- Born: 11 April 1921 Church Street, Strabane, County Tyrone, Ireland
- Died: 2003 (aged 81–82) Dublin, Ireland
- Burial place: Glasnevin Cemetery
- Education: Loreto College, St Stephen's Green

= Kathleen Dolan =

Irish radio announcer (1921–2003)

Kathleen Dolan (11 April 1921 - February 2003) was an Irish radio announcer, and RTÉ's first female announcer.

==Early life and family==
Kathleen Dolan was born on Church Street, Strabane, County Tyrone, Ireland, on 11 April 1921. Her parents were James Dolan and Kathleen Theresa Maude (née Reid). She had a sister and a brother. Her brother was a national school teacher but went on to become secretary of the Irish Agricultural Wholesale Society, part of the Irish co-operative movement. The family moved to Dublin, where her father died in 1924 aged 35. Dolan attended Loreto College, St Stephen's Green, Dublin. She spent time near Rouen, France, to improve her French, returning to Ireland just as World War II broke out.

She married Robin (Robert Hartpole Hamilton) McDonnell (1909–1984) in SS Alphonsus and Columba church, Ballybrack in February 1950 and they went on to have two sons. Her father-in-law was Randal McDonnell, and the McDonnell family were relatives of the Earl of Antrim. Robin assumed the title of count in later life, known as Count Robert McDonnell of the Glens. After her husband's death, Dolan returned to Ireland in 1984. She died in February 2003 at her home in Dublin, and is buried in Glasnevin Cemetery.

==Career==
Dolan joined Radio Éireann as a reserve announcer in 1944, despite the fact that she was under the minimum age of appointment at the time. Owing to her speaking voice, she became an announcer and newsreader. She was presenter of the weekly Hospitals' requests programme, Radio Éireann most popular show, for six years. She was an active supporter of medical charities, helping Frank Cahill to organise a concert in Dublin's Capitol Cinema in aid of the Post Sanatorium League in 1949. The money raised helped establish the Rehabilitation Institute in Dublin the same year.

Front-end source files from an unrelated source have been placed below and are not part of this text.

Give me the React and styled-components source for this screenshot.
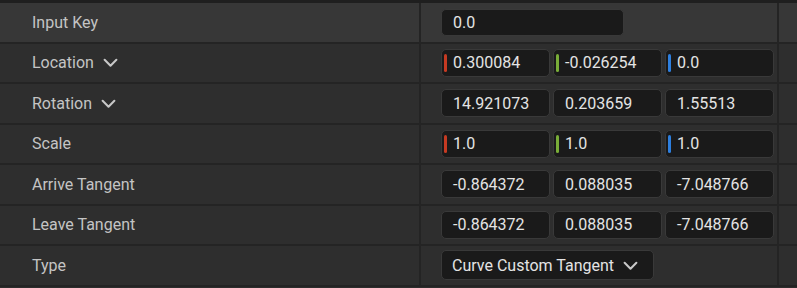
import React from "react";
import styled, { createGlobalStyle } from "styled-components";

const Global = createGlobalStyle`
  html, body { margin: 0; padding: 0; background: #2d2d2d; }
  body { font-family: Roboto, "Noto Sans", sans-serif; }
`;

const Panel = styled.div`
  width: 797px;
  height: 288px;
  overflow: hidden;
  background: #2d2d2d;
  border-top: 3px solid #1f1f1f;
  box-sizing: border-box;
`;

const Row = styled.div`
  display: grid;
  grid-template-columns: 421px 358px 1fr;
  height: 38.5px;
  border-bottom: 2px solid #242424;
  background: ${(p) => (p.$hover ? "#373737" : "#2e2e2e")};
`;

const LabelCell = styled.div`
  display: flex;
  align-items: center;
  gap: 9px;
  padding-left: 32px;
  border-right: 2px solid #242424;
  color: #c4c4c4;
  font-size: 16px;
`;

const ValueCell = styled.div`
  display: flex;
  align-items: center;
  gap: 3.5px;
  padding-left: 20px;
  border-right: 2px solid #242424;
`;

const Field = styled.div`
  position: relative;
  box-sizing: border-box;
  width: ${(p) => p.$w}px;
  height: ${(p) => p.$h || 28}px;
  display: flex;
  align-items: center;
  gap: 9px;
  padding-left: ${(p) => p.$pl || 11}px;
  background: #1a1a1a;
  border: 1px solid #393939;
  border-radius: 5px;
  color: #e4e4e4;
  font-size: 16px;
`;

const Axis = styled.span`
  position: absolute;
  left: 2px;
  top: 4px;
  bottom: 4px;
  width: 3px;
  border-radius: 2px;
  background: ${(p) => p.$c};
`;

const Chevron = ({ size = 15 }) => (
  <svg width={size} height={size} viewBox="0 0 14 14" fill="none">
    <path d="M1.5 4.5 L7 10 L12.5 4.5" stroke="#c8c8c8" strokeWidth="1.9" strokeLinecap="round" strokeLinejoin="round" />
  </svg>
);

const AXIS = ["#c63a22", "#79ad38", "#2d7fdf"];

const Vec = ({ values, colored }) =>
  values.map((v, i) => (
    <Field key={i} $w={108.5}>
      {colored && <Axis $c={AXIS[i]} />}
      {v}
    </Field>
  ));

export default function App() {
  return (
    <>
      <Global />
      <Panel>
        <Row $hover>
          <LabelCell>Input Key</LabelCell>
          <ValueCell>
            <Field $w={183} $h={27}>0.0</Field>
          </ValueCell>
          <div />
        </Row>
        <Row>
          <LabelCell>
            Location <Chevron />
          </LabelCell>
          <ValueCell>
            <Vec colored values={["0.300084", "-0.026254", "0.0"]} />
          </ValueCell>
          <div />
        </Row>
        <Row>
          <LabelCell>
            Rotation <Chevron />
          </LabelCell>
          <ValueCell>
            <Vec values={["14.921073", "0.203659", "1.55513"]} />
          </ValueCell>
          <div />
        </Row>
        <Row>
          <LabelCell>Scale</LabelCell>
          <ValueCell>
            <Vec colored values={["1.0", "1.0", "1.0"]} />
          </ValueCell>
          <div />
        </Row>
        <Row>
          <LabelCell>Arrive Tangent</LabelCell>
          <ValueCell>
            <Vec values={["-0.864372", "0.088035", "-7.048766"]} />
          </ValueCell>
          <div />
        </Row>
        <Row>
          <LabelCell>Leave Tangent</LabelCell>
          <ValueCell>
            <Vec values={["-0.864372", "0.088035", "-7.048766"]} />
          </ValueCell>
          <div />
        </Row>
        <Row>
          <LabelCell>Type</LabelCell>
          <ValueCell>
            <Field $w={213} $h={30} $pl={10}>
              Curve Custom Tangent <Chevron />
            </Field>
          </ValueCell>
          <div />
        </Row>
      </Panel>
    </>
  );
}
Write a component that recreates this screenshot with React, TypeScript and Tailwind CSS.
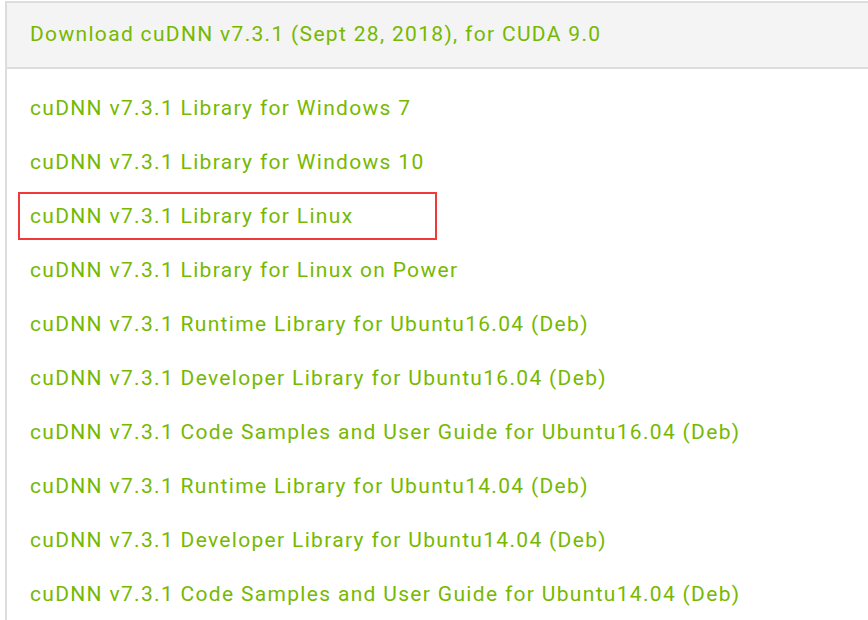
const items = [
  "cuDNN v7.3.1 Library for Windows 7",
  "cuDNN v7.3.1 Library for Windows 10",
  "cuDNN v7.3.1 Library for Linux",
  "cuDNN v7.3.1 Library for Linux on Power",
  "cuDNN v7.3.1 Runtime Library for Ubuntu16.04 (Deb)",
  "cuDNN v7.3.1 Developer Library for Ubuntu16.04 (Deb)",
  "cuDNN v7.3.1 Code Samples and User Guide for Ubuntu16.04 (Deb)",
  "cuDNN v7.3.1 Runtime Library for Ubuntu14.04 (Deb)",
  "cuDNN v7.3.1 Developer Library for Ubuntu14.04 (Deb)",
  "cuDNN v7.3.1 Code Samples and User Guide for Ubuntu14.04 (Deb)",
];

export default function App() {
  return (
    <div className="w-[868px] h-[620px] overflow-hidden bg-white pt-px pl-[5px] font-['Roboto',sans-serif] text-[21px] tracking-[1.32px] text-[#76b900]">
      <div className="border-l-2 border-[#dddddd] h-full">
        <div className="h-[68px] bg-[#f4f4f4] border-t-2 border-b-2 border-[#dddddd] flex items-center pl-[23px]">
          Download cuDNN v7.3.1 (Sept 28, 2018), for CUDA 9.0
        </div>
        <div className="pt-[12px]">
          {items.map((t, i) => (
            <div key={i} className="h-[54px] flex items-center">
              <span
                className={
                  i === 2
                    ? "ml-[11px] w-[419px] h-[48px] border-2 border-[#f03a3a] flex items-center pl-[10px] pt-[2px]"
                    : "ml-[23px] pt-[2px]"
                }
              >
                {t}
              </span>
            </div>
          ))}
        </div>
      </div>
    </div>
  );
}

She resigned from Radio Éireann in 1950 in order to marry. She returned to present Between ourselves, a weekly women's magazine programme, on Radio Éireann in 1953. She left again when she and her husband moved to England in 1956. Dolan wrote children's stories one of which, Sean the leprechaun, was produced in 1971 as a cartoon for television in English and Welsh.